Redescobrindo o mundo
Após a cirurgia, Brent expressou sua felicidade por redescobrir o mundo. Ele revelou estar “muito feliz e redescobrindo as pequenas coisas”. Em um encontro com o Dr. Moloney após os ajustes finais, ambos tiveram um momento emocionante ao se olharem nos olhos pela primeira vez.
Por que usar um dente
O uso de um dente é vantajoso, pois ele proporciona estabilidade e resistência para a lente. Além disso, esse material se adapta melhor em ambientes de pouca lubrificação, o que é comum em olhos com ferimentos.
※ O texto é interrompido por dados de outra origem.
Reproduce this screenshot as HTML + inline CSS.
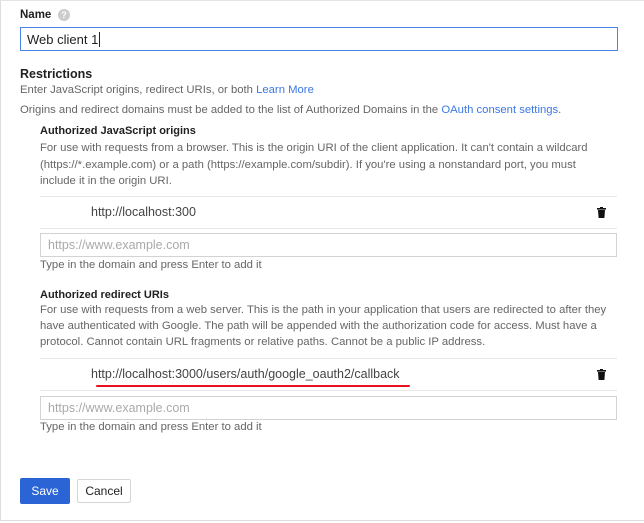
<!DOCTYPE html>
<html><head><style>
*{margin:0;padding:0;box-sizing:border-box}
body{width:644px;height:523px;background:#fff;font-family:"Liberation Sans",sans-serif;position:relative;overflow:hidden;color:#212121}
.frame{position:absolute;left:0;top:0;width:644px;height:521px;border:1px solid #ddd;border-top:1px solid #e4e4e4;border-right:none}
.a{position:absolute;white-space:nowrap}
.g{color:#666;font-size:11.3px}
.b{font-weight:bold;font-size:11px;color:#212121}
.l{color:#3b78e7}
.hr{position:absolute;left:40px;width:577px;height:1px;background:#e6e6e6}
.inp{position:absolute;left:40px;width:577px;height:24px;border:1px solid #d3d3d3;color:#aaa;font-size:12.5px;padding:4px 7px}
.trash{position:absolute;width:9px;height:11px}
</style></head><body>
<div class="frame"></div>
<div class="a" style="left:20px;top:9px;font-size:11.5px;font-weight:bold">Name</div>
<div class="a" style="left:58px;top:9px;width:12px;height:12px;border-radius:50%;background:#ccc;color:#fff;font-size:9px;text-align:center;line-height:12px;font-weight:bold">?</div>
<div class="a" style="left:20px;top:27px;width:598px;height:24px;border:1px solid #4a86e8;font-size:13px;padding:4px 6px;color:#222">Web client 1<span style="border-left:1px solid #222;margin-left:1px"></span></div>
<div class="a" style="left:20px;top:67px;font-size:12.5px;font-weight:bold;color:#222">Restrictions</div>
<div class="a g" style="left:20px;top:84px">Enter JavaScript origins, redirect URIs, or both <span class="l">Learn More</span></div>
<div class="a g" style="left:20px;top:104px">Origins and redirect domains must be added to the list of Authorized Domains in the <span class="l">OAuth consent settings</span>.</div>
<div class="a b" style="left:40px;top:125px">Authorized JavaScript origins</div>
<div class="a g" style="left:40px;top:140px;line-height:16.5px">For use with requests from a browser. This is the origin URI of the client application. It can't contain a wildcard<br>(https://*.example.com) or a path (https://example.com/subdir). If you're using a nonstandard port, you must<br>include it in the origin URI.</div>
<div class="hr" style="top:196px"></div>
<div class="a" style="left:91px;top:205px;font-size:12.5px;color:#444">http://localhost:300</div>
<svg class="trash" style="left:597px;top:207px" viewBox="0 0 9 11"><rect x="0" y="1" width="9" height="1.6" fill="#111"/><rect x="3" y="0" width="3" height="1.5" fill="#111"/><path d="M1 3h7l-.6 8H1.6z" fill="#111"/></svg>
<div class="hr" style="top:228px"></div>
<div class="inp" style="top:233px">https://www.example.com</div>
<div class="a g" style="left:40px;top:259px">Type in the domain and press Enter to add it</div>
<div class="a b" style="left:40px;top:289px">Authorized redirect URIs</div>
<div class="a g" style="left:40px;top:302px;line-height:16.2px">For use with requests from a web server. This is the path in your application that users are redirected to after they<br>have authenticated with Google. The path will be appended with the authorization code for access. Must have a<br>protocol. Cannot contain URL fragments or relative paths. Cannot be a public IP address.</div>
<div class="hr" style="top:358px"></div>
<div class="a" style="left:91px;top:367px;font-size:12.5px;color:#444">http://localhost:3000/users/auth/google_oauth2/callback</div>
<div class="a" style="left:96px;top:385px;width:314px;height:2px;background:#e8101e;border-radius:1px"></div>
<svg class="trash" style="left:597px;top:369px" viewBox="0 0 9 11"><rect x="0" y="1" width="9" height="1.6" fill="#111"/><rect x="3" y="0" width="3" height="1.5" fill="#111"/><path d="M1 3h7l-.6 8H1.6z" fill="#111"/></svg>
<div class="hr" style="top:390px"></div>
<div class="inp" style="top:396px">https://www.example.com</div>
<div class="a g" style="left:40px;top:421px">Type in the domain and press Enter to add it</div>
<div class="a" style="left:20px;top:478px;width:50px;height:26px;background:#2b64d4;border-radius:2px;color:#fff;font-size:12px;text-align:center;line-height:26px">Save</div>
<div class="a" style="left:77px;top:479px;width:54px;height:24px;border:1px solid #d6d6d6;border-radius:2px;color:#222;font-size:12px;text-align:center;line-height:22px">Cancel</div>
</body></html>
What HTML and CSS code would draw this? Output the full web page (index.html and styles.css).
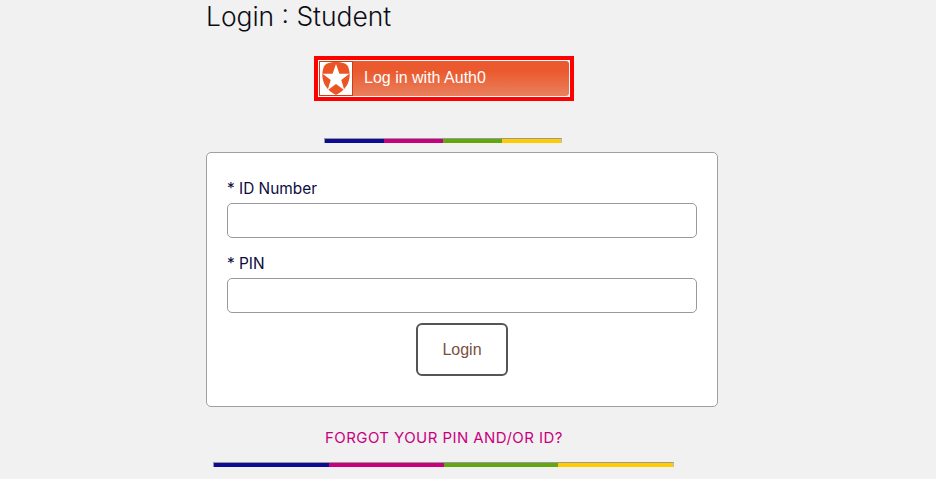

Essa abordagem explica os bons resultados em casos onde outras soluções falharam.
Um procedimento raro e demorado
A OOKP é considerada uma última alternativa e requer um treinamento específico dos médicos. Em geral, a cirurgia envolve duas etapas principais e dura mais de 12 horas, combinando a oftalmologia com a cirurgia bucomaxilofacial. No Canadá, essa técnica começou a ser oferecida recentemente e pacientes que conseguem atender os critérios podem ter a chance de recuperar uma visão quase normal.
O impacto fora do centro cirúrgico
Com a melhora na visão, Brent conseguiu retomar várias atividades do dia a dia sem depender de ajuda. Ele até começou a planejar viagens, sendo o Japão um dos destinos na sua lista. Além disso, está se preparando para voltar ao trabalho como massoterapeuta. Para ele, a possibilidade de fazer planos sem medo de complicações oculares é um alívio imenso. Contudo, é importante destacar que, para o sucesso do tratamento, a retina e o nervo óptico precisam estar saudáveis.